▶ Written problem:
Type out the data exactly as given. Skip any image.

◆ ◆ ◆ ◆ ◆ ◆ ◆

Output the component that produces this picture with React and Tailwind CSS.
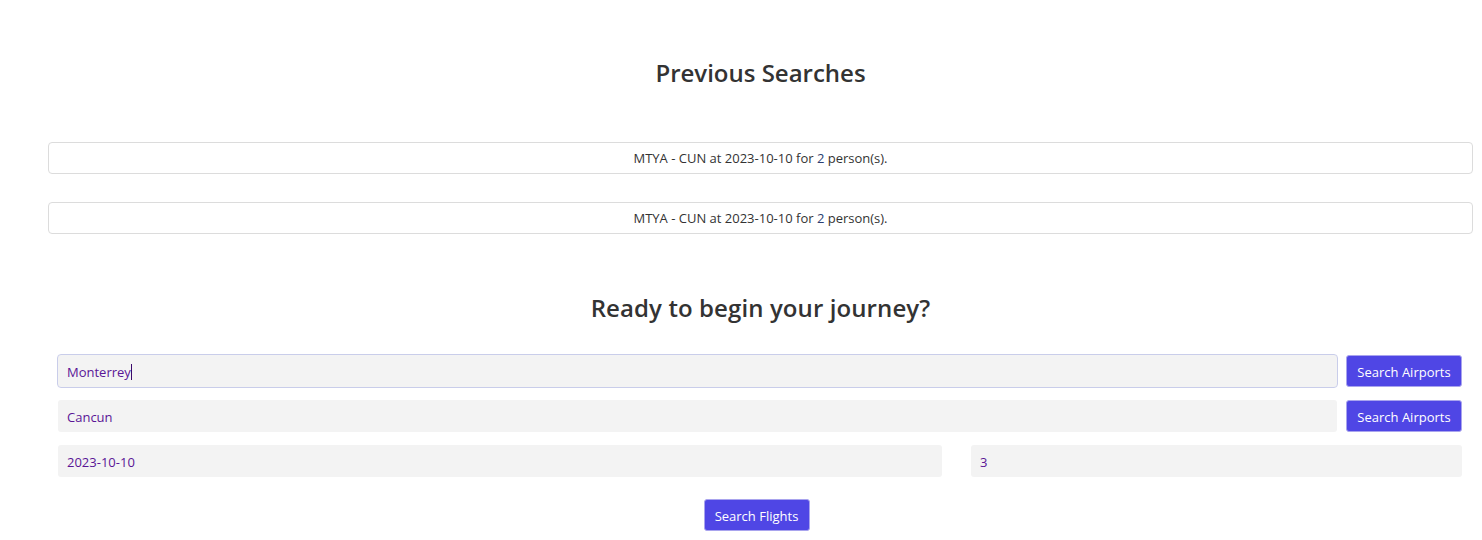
import React from "react";

const font = { fontFamily: '"Open Sans", "Noto Sans", sans-serif' };

function Card() {
  return (
    <div className="h-[32px] border border-[#dcdcdc] rounded-[4px] flex items-center justify-center pt-[2px] text-[13px] text-[#333]">
      <span>
        MTYA - CUN at 2023-10-10 for <span className="text-[#2b3f73]">2</span> person(s).
      </span>
    </div>
  );
}

function Btn({ children }) {
  return (
    <button className="h-[32px] w-[116px] pt-[2px] bg-[#4f46e5] border border-[#a9a4ee] rounded-[3px] text-white text-[13px] leading-none">
      {children}
    </button>
  );
}

const inputCls =
  "h-[32px] bg-[#f3f3f3] rounded-[3px] flex items-center pl-[9px] pt-[3px] text-[13px] text-[#5a1596]";

export default function App() {
  return (
    <div className="bg-white min-h-[540px] w-[1482px] text-[#333]" style={font}>
      <div className="pt-[57px] pl-[48px] pr-[9px]">
        <h2 className="text-[24px] leading-[32px] font-semibold text-center text-[#333]">Previous Searches</h2>
        <div className="mt-[53px] flex flex-col gap-[28px]">
          <Card />
          <Card />
        </div>
        <h2 className="mt-[58px] text-[24px] leading-[32px] font-semibold text-center text-[#333] tracking-[0.1px]">
          Ready to begin your journey?
        </h2>
      </div>
      <div className="pl-[58px] pr-[20px] mt-[31px] flex flex-col">
        <div className="flex items-center gap-[9px]">
          <div className={"flex-1 outline outline-1 outline-[#c9cdea] " + inputCls}>
            Monterrey<span className="inline-block w-px h-[16px] bg-[#3b0a6b] -mt-[2px]"></span>
          </div>
          <Btn>Search Airports</Btn>
        </div>
        <div className="mt-[13px] flex items-center gap-[9px]">
          <div className={"flex-1 " + inputCls}>Cancun</div>
          <Btn>Search Airports</Btn>
        </div>
        <div className="mt-[13px] flex items-center gap-[29px]">
          <div className={"flex-1 " + inputCls}>2023-10-10</div>
          <div className={"w-[491px] " + inputCls}>3</div>
        </div>
        <div className="mt-[22px] flex justify-center pr-[7px]">
          <button className="h-[32px] w-[106px] pt-[2px] bg-[#4f46e5] border border-[#a9a4ee] rounded-[3px] text-white text-[13px] leading-none">
            Search Flights
          </button>
        </div>
      </div>
    </div>
  );
}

◆ ◆ ◆ ◆ ◆ ◆ ◆

▶ Complete response:
Output the component that produces this picture with React and Tailwind CSS.
import React from "react";

const font = { fontFamily: '"Open Sans", "Noto Sans", sans-serif' };

function Card() {
  return (
    <div className="h-[32px] border border-[#dcdcdc] rounded-[4px] flex items-center justify-center pt-[2px] text-[13px] text-[#333]">
      <span>
        MTYA - CUN at 2023-10-10 for <span className="text-[#2b3f73]">2</span> person(s).
      </span>
    </div>
  );
}

function Btn({ children }) {
  return (
    <button className="h-[32px] w-[116px] pt-[2px] bg-[#4f46e5] border border-[#a9a4ee] rounded-[3px] text-white text-[13px] leading-none">
      {children}
    </button>
  );
}

const inputCls =
  "h-[32px] bg-[#f3f3f3] rounded-[3px] flex items-center pl-[9px] pt-[3px] text-[13px] text-[#5a1596]";

export default function App() {
  return (
    <div className="bg-white min-h-[540px] w-[1482px] text-[#333]" style={font}>
      <div className="pt-[57px] pl-[48px] pr-[9px]">
        <h2 className="text-[24px] leading-[32px] font-semibold text-center text-[#333]">Previous Searches</h2>
        <div className="mt-[53px] flex flex-col gap-[28px]">
          <Card />
          <Card />
        </div>
        <h2 className="mt-[58px] text-[24px] leading-[32px] font-semibold text-center text-[#333] tracking-[0.1px]">
          Ready to begin your journey?
        </h2>
      </div>
      <div className="pl-[58px] pr-[20px] mt-[31px] flex flex-col">
        <div className="flex items-center gap-[9px]">
          <div className={"flex-1 outline outline-1 outline-[#c9cdea] " + inputCls}>
            Monterrey<span className="inline-block w-px h-[16px] bg-[#3b0a6b] -mt-[2px]"></span>
          </div>
          <Btn>Search Airports</Btn>
        </div>
        <div className="mt-[13px] flex items-center gap-[9px]">
          <div className={"flex-1 " + inputCls}>Cancun</div>
          <Btn>Search Airports</Btn>
        </div>
        <div className="mt-[13px] flex items-center gap-[29px]">
          <div className={"flex-1 " + inputCls}>2023-10-10</div>
          <div className={"w-[491px] " + inputCls}>3</div>
        </div>
        <div className="mt-[22px] flex justify-center pr-[7px]">
          <button className="h-[32px] w-[106px] pt-[2px] bg-[#4f46e5] border border-[#a9a4ee] rounded-[3px] text-white text-[13px] leading-none">
            Search Flights
          </button>
        </div>
      </div>
    </div>
  );
}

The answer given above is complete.